Saiba como evitar problemas com o consignado

. Nunca entregue o cartão ou a senha do banco a terceiros, nem mesmo para parentes e amigos.

. Em caso de perda, furto ou roubo, a pessoa deve fazer imediatamente um boletim de ocorrência, para se resguardar de eventuais fraudes no benefício.

. Para contratação, é necessária a apresentação dos documentos pessoais do aposentado ou pensionista na instituição financeira escolhida como documento de identidade ou Carteira de Habilitação (CNH) e Cadastro de Pessoa Física (CPF).

. Além disso, é obrigatório que o contrato seja assinado pelo próprio segurado.

. O empréstimo, de nenhuma maneira, pode ser concedido por telefone, sem o comparecimento do segurado ao banco ou financeira. . Caso exista interesse na contratação do consignado, o segurado deve procurar bancos ou financeiras para obter a modalidade.

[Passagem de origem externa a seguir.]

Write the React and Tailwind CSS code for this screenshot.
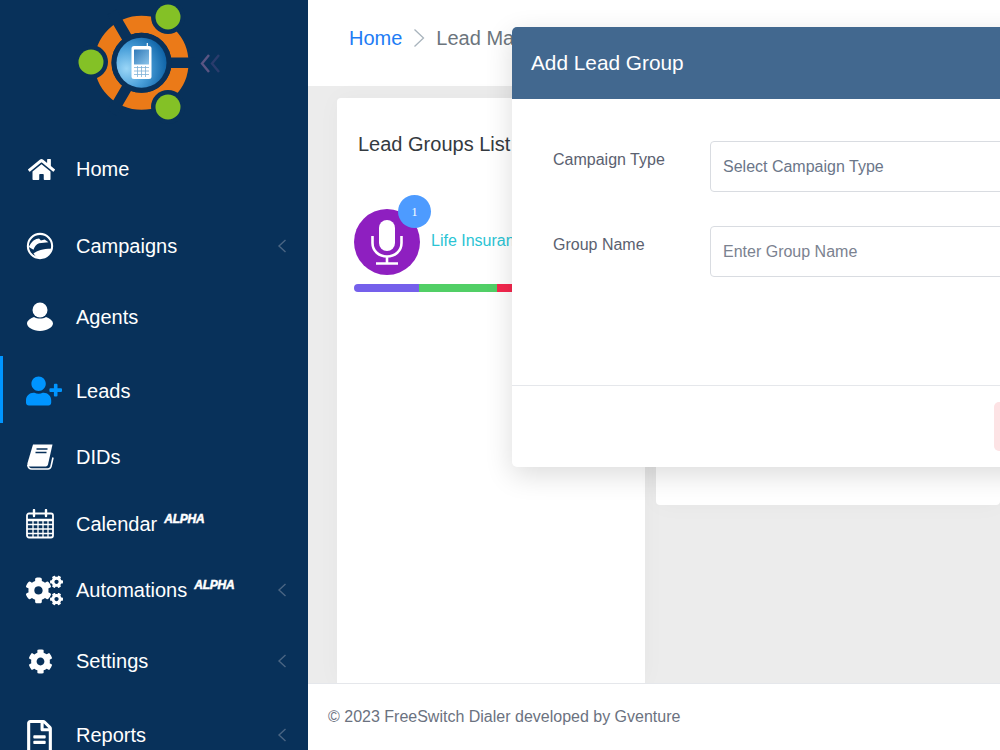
import React from "react";
import { FaHome, FaUserPlus, FaCogs, FaCog, FaRegFileAlt } from "react-icons/fa";

const Chevron = () => (
  <svg width="10" height="16" viewBox="0 0 10 16" className="absolute right-[21px] top-1/2 -translate-y-1/2" fill="none" stroke="#4a6583" strokeWidth="1.4">
    <path d="M8.500 2 2 8l6.500 6" />
  </svg>
);

const Alpha = () => (
  <span className="ml-[7px] -mt-[11px] text-[12px] leading-none font-bold italic tracking-[-0.2px] text-white [-webkit-text-stroke:0.5px_white]">ALPHA</span>
);

const Logo = () => (
  <svg width="160" height="135" viewBox="70 0 160 135" className="ml-[70px] block">
    <defs>
      <radialGradient id="ball" cx="20%" cy="62%" r="90%">
        <stop offset="0%" stopColor="#9ad6f7" />
        <stop offset="45%" stopColor="#4aa0da" />
        <stop offset="100%" stopColor="#03579c" />
      </radialGradient>
      <linearGradient id="screen" x1="0" y1="0" x2="1" y2="1">
        <stop offset="0%" stopColor="#2f79b8" />
        <stop offset="100%" stopColor="#8cc4ea" />
      </linearGradient>
    </defs>
    <circle cx="141.500" cy="62.700" r="38.500" fill="none" stroke="#eb7a18" strokeWidth="17" />
    <path d="M141.500 62.700H195M141.500 62.700 112 12M141.500 62.700 112 113" stroke="#08315a" strokeWidth="10.500" fill="none" />
    <circle cx="168" cy="17" r="17" fill="#08315a" />
    <circle cx="91" cy="62" r="17" fill="#08315a" />
    <circle cx="168" cy="107" r="17" fill="#08315a" />
    <circle cx="168" cy="17" r="12.500" fill="#84c126" />
    <circle cx="91" cy="62" r="12.500" fill="#84c126" />
    <circle cx="168" cy="107" r="12.500" fill="#84c126" />
    <circle cx="141.500" cy="62.700" r="30" fill="#08315a" />
    <circle cx="141.500" cy="62.700" r="25" fill="url(#ball)" />
    <path d="M147.300 47v-4" stroke="#fff" strokeWidth="1.200" />
    <rect x="131.500" y="46" width="20" height="33" rx="2.500" fill="#fff" />
    <rect x="134" y="49.500" width="15" height="15" rx="0.500" fill="url(#screen)" />
    <path d="M134 67.500h15M134 71h15M134 74.500h15M137.500 66v11M141.500 66v11M145.500 66v11" stroke="#7fb2d8" strokeWidth="0.800" />
    <path d="M209 55 202 63.500 209 72" fill="none" stroke="#5a5583" strokeWidth="2.400" />
    <path d="M219 55 212 63.500 219 72" fill="none" stroke="#2a3c6c" strokeWidth="2.400" />
  </svg>
);

const CampaignIcon = () => (
  <svg width="30" height="30" viewBox="0 0 30 30">
    <circle cx="15" cy="15" r="13" fill="#08315a" stroke="#fff" strokeWidth="2.200" />
    <path d="M3 16C6 10 10 7 14 7l2 2 4-1 4 3-10 1c-3 1-5 4-6 7Z" fill="#fff" />
    <path d="M8 23c4-3 10-5 19-5-1 6-6 10-12 10-3 0-5-2-7-5Z" fill="#fff" />
  </svg>
);

const AgentIcon = () => (
  <svg width="28" height="30" viewBox="0 0 28 30" fill="#fff">
    <circle cx="14" cy="8" r="7.500" />
    <path d="M1 21.500c0-3 4-5.500 7-6.500 3.500 2 8.500 2 12 0 3 1 7 3.500 7 6.500 0 3.500-6 7.500-13 7.500S1 25 1 21.500Z" />
  </svg>
);

const BookIcon = () => (
  <svg width="28" height="28" viewBox="0 0 28 28">
    <path d="M7 1.500h19.500L22 21.500c-.500 1.500-1.500 2-3 2H3.500C1.500 23.500 1 22 1.500 20L7 1.500Z" fill="#fff" />
    <path d="M1.800 22c.3 3 1.700 4 4 4H22c1.500 0 2.500-1 3-2.500l2-9" fill="none" stroke="#fff" strokeWidth="1.600" />
    <path d="M10.500 6h11M9.500 9.500h11" stroke="#08315a" strokeWidth="1.500" />
  </svg>
);

const CalendarIcon = () => (
  <svg width="28" height="30" viewBox="0 0 28 30" fill="none" stroke="#fff">
    <rect x="1" y="4.500" width="26" height="24" rx="2" strokeWidth="1.800" />
    <path d="M1 11h26" strokeWidth="2.500" />
    <path d="M1 15.500h26M1 20h26M1 24.500h26M7 11v17M12 11v17M17 11v17M22 11v17" strokeWidth="1.300" />
    <path d="M8 1v6M20 1v6" strokeWidth="2.400" strokeLinecap="round" />
  </svg>
);

const items = [
  { label: "Home", h: "h-[68px]", icon: <FaHome className="shrink-0 text-[27px] text-white ml-[3px]" /> },
  { label: "Campaigns", h: "h-[86px]", icon: <CampaignIcon />, arrow: true },
  { label: "Agents", h: "h-[56px]", icon: <AgentIcon /> },
  { label: "Leads", h: "h-[67px] mt-[11px] pt-[3px]", active: true, icon: <FaUserPlus className="shrink-0 text-[36px] text-[#0095ff] ml-[8px]" /> },
  { label: "DIDs", h: "h-[68px]", icon: <BookIcon /> },
  { label: "Calendar", h: "h-[66px]", icon: <CalendarIcon />, alpha: true },
  { label: "Automations", h: "h-[66px]", icon: <FaCogs className="shrink-0 text-[37px] text-white ml-[9px]" />, alpha: true, arrow: true },
  { label: "Settings", h: "h-[76px]", icon: <FaCog className="shrink-0 text-[25px] text-white ml-[1px]" />, arrow: true },
  { label: "Reports", h: "h-[72px]", icon: <FaRegFileAlt className="shrink-0 text-[33px] text-white -ml-[2px] mt-[3px]" />, arrow: true },
];

export default function App() {
  return (
    <div className="flex h-screen w-full overflow-hidden relative bg-white font-['Liberation_Sans',Arial,sans-serif]">
      <aside className="w-[308px] shrink-0 bg-[#08315a] h-full overflow-hidden">
        <Logo />
        <nav>
          {items.map((it) => (
            <div key={it.label} className={`relative flex items-center ${it.h} ${it.active ? "border-l-[3px] border-[#0095ff] pl-[23px]" : "pl-[26px]"}`}>
              <span className="w-[28px] h-[32px] flex items-center justify-center shrink-0">{it.icon}</span>
              <span className="ml-[22px] text-[20px] leading-none text-white">{it.label}</span>
              {it.alpha && <Alpha />}
              {it.arrow && <Chevron />}
            </div>
          ))}
        </nav>
      </aside>

      <main className="flex-1 min-w-0 flex flex-col h-full">
        <header className="h-[86px] shrink-0 bg-white flex items-center pl-[41px] pb-[10px] text-[20px] leading-none">
          <span className="text-[#1e7cf5]">Home</span>
          <svg width="14" height="20" viewBox="0 0 14 20" className="mx-[10px]" fill="none" stroke="#a9b4bd" strokeWidth="1.300">
            <path d="M2.500 1.500 11.500 10l-9 8.500" />
          </svg>
          <span className="text-[#6c757d]">Lead Management</span>
        </header>

        <section className="flex-1 min-h-0 bg-[#ececec] flex gap-[11px] pl-[29px] pt-[12px]">
          <div className="w-[308px] shrink-0 bg-white rounded-t-[4px] pt-[35px] overflow-hidden shadow-[0_0_24px_rgba(0,0,0,0.03)]">
            <h2 className="pl-[21px] text-[20px] leading-[23px] text-[#343a40] whitespace-nowrap">Lead Groups List</h2>
            <div className="relative mt-[53px] ml-[17px] flex items-center h-[66px]">
              <span className="w-[66px] h-[66px] rounded-full bg-[#8e1fc0] flex items-center justify-center">
                <svg width="32" height="45" viewBox="0 0 32 45" fill="none" stroke="#fff" strokeWidth="2.600">
                  <rect x="8" y="0" width="16" height="31" rx="8" fill="#fff" stroke="none" />
                  <path d="M1.500 16v7c0 8 6.500 13.500 14.500 13.500S30.500 31 30.500 23v-7M16 36.500v6M5 43.500h22" />
                </svg>
              </span>
              <span className="absolute -top-[14px] left-[44px] w-[33px] h-[33px] rounded-full bg-[#4d9bff] flex items-center justify-center text-white text-[12px] font-['Liberation_Serif',serif]">1</span>
              <span className="ml-[11px] -mt-[2px] text-[16px] text-[#2bc4d4] whitespace-nowrap">Life Insurance</span>
            </div>
            <div className="mt-[9px] ml-[17px] mr-[16px] h-[8px] flex rounded-l-full overflow-hidden">
              <span className="w-[65px] bg-[#7560eb]" />
              <span className="w-[78px] bg-[#51cf66]" />
              <span className="flex-1 bg-[#f5274e]" />
            </div>
          </div>
          <div className="flex-1 h-[407px] bg-white rounded-[4px] shadow-[0_0_24px_rgba(0,0,0,0.03)]" />
        </section>

        <footer className="h-[67px] shrink-0 bg-white border-t border-[#e5e7eb] flex items-center pl-[20px] text-[16px] text-[#6b7280]">
          © 2023 FreeSwitch Dialer developed by Gventure
        </footer>
      </main>

      <div className="absolute left-[512px] top-[27px] w-[600px] h-[440px] bg-white rounded-[5px] shadow-[0_8px_28px_rgba(0,0,0,0.14)] overflow-hidden flex flex-col">
        <div className="h-[72px] shrink-0 bg-[#42688f] flex items-center pl-[19px] text-[20.800px] leading-none text-white">Add Lead Group</div>
        <div className="h-[287px] shrink-0 pl-[41px] border-b border-[#e5e7eb]">
          <div className="flex pt-[42px]">
            <label className="w-[157px] shrink-0 text-[16px] leading-[18px] pt-[10px] text-[#5b6170]">Campaign Type</label>
            <div className="flex-1 h-[51px] border border-[#d9dce1] rounded-[4px] flex items-center pl-[12px] text-[16px] text-[#6b7689]">Select Campaign Type</div>
          </div>
          <div className="flex pt-[34px]">
            <label className="w-[157px] shrink-0 text-[16px] leading-[18px] pt-[10px] text-[#5b6170]">Group Name</label>
            <div className="flex-1 h-[51px] border border-[#d9dce1] rounded-[4px] flex items-center pl-[12px] text-[16px] text-[#7b8290]">Enter Group Name</div>
          </div>
        </div>
        <div className="flex-1 pl-[482px] pt-[16px]">
          <div className="w-[90px] h-[49px] rounded-[5px] bg-[#fde2e4]" />
        </div>
      </div>
    </div>
  );
}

. O segurado nunca deve passar informações pessoais e de benefícios por telefone, pois este tipo de conduta pode facilitar a ação de criminosos e acarretar em fraudes no benefício.

. No telefone, o cuidado deve ser redobrado. Além de não fornecer dados pessoais, não se deve contratar nenhuma espécie de empréstimo.

. Ao decidir contratar um empréstimo consignado, é importante que o segurado vá pessoalmente até uma agência bancária ou à instituição financeira credenciada.

. É importante que se entenda todas as cláusulas do contrato, como o número de parcelas, valor, taxa de juros e o custo total a se pagar pelo empréstimo contratado.

. O aposentado ou pensionista pode optar também por solicitar em agência do INSS o bloqueio do benefício para a contratação de empréstimos.

. O segurado que for vítima de algum golpe ou detectar irregularidades nos descontos em folha deve cadastrar imediatamente sua manifestação na Ouvidoria do INSS por meio da Central de Teleatendimento 135 ou pelo Portal.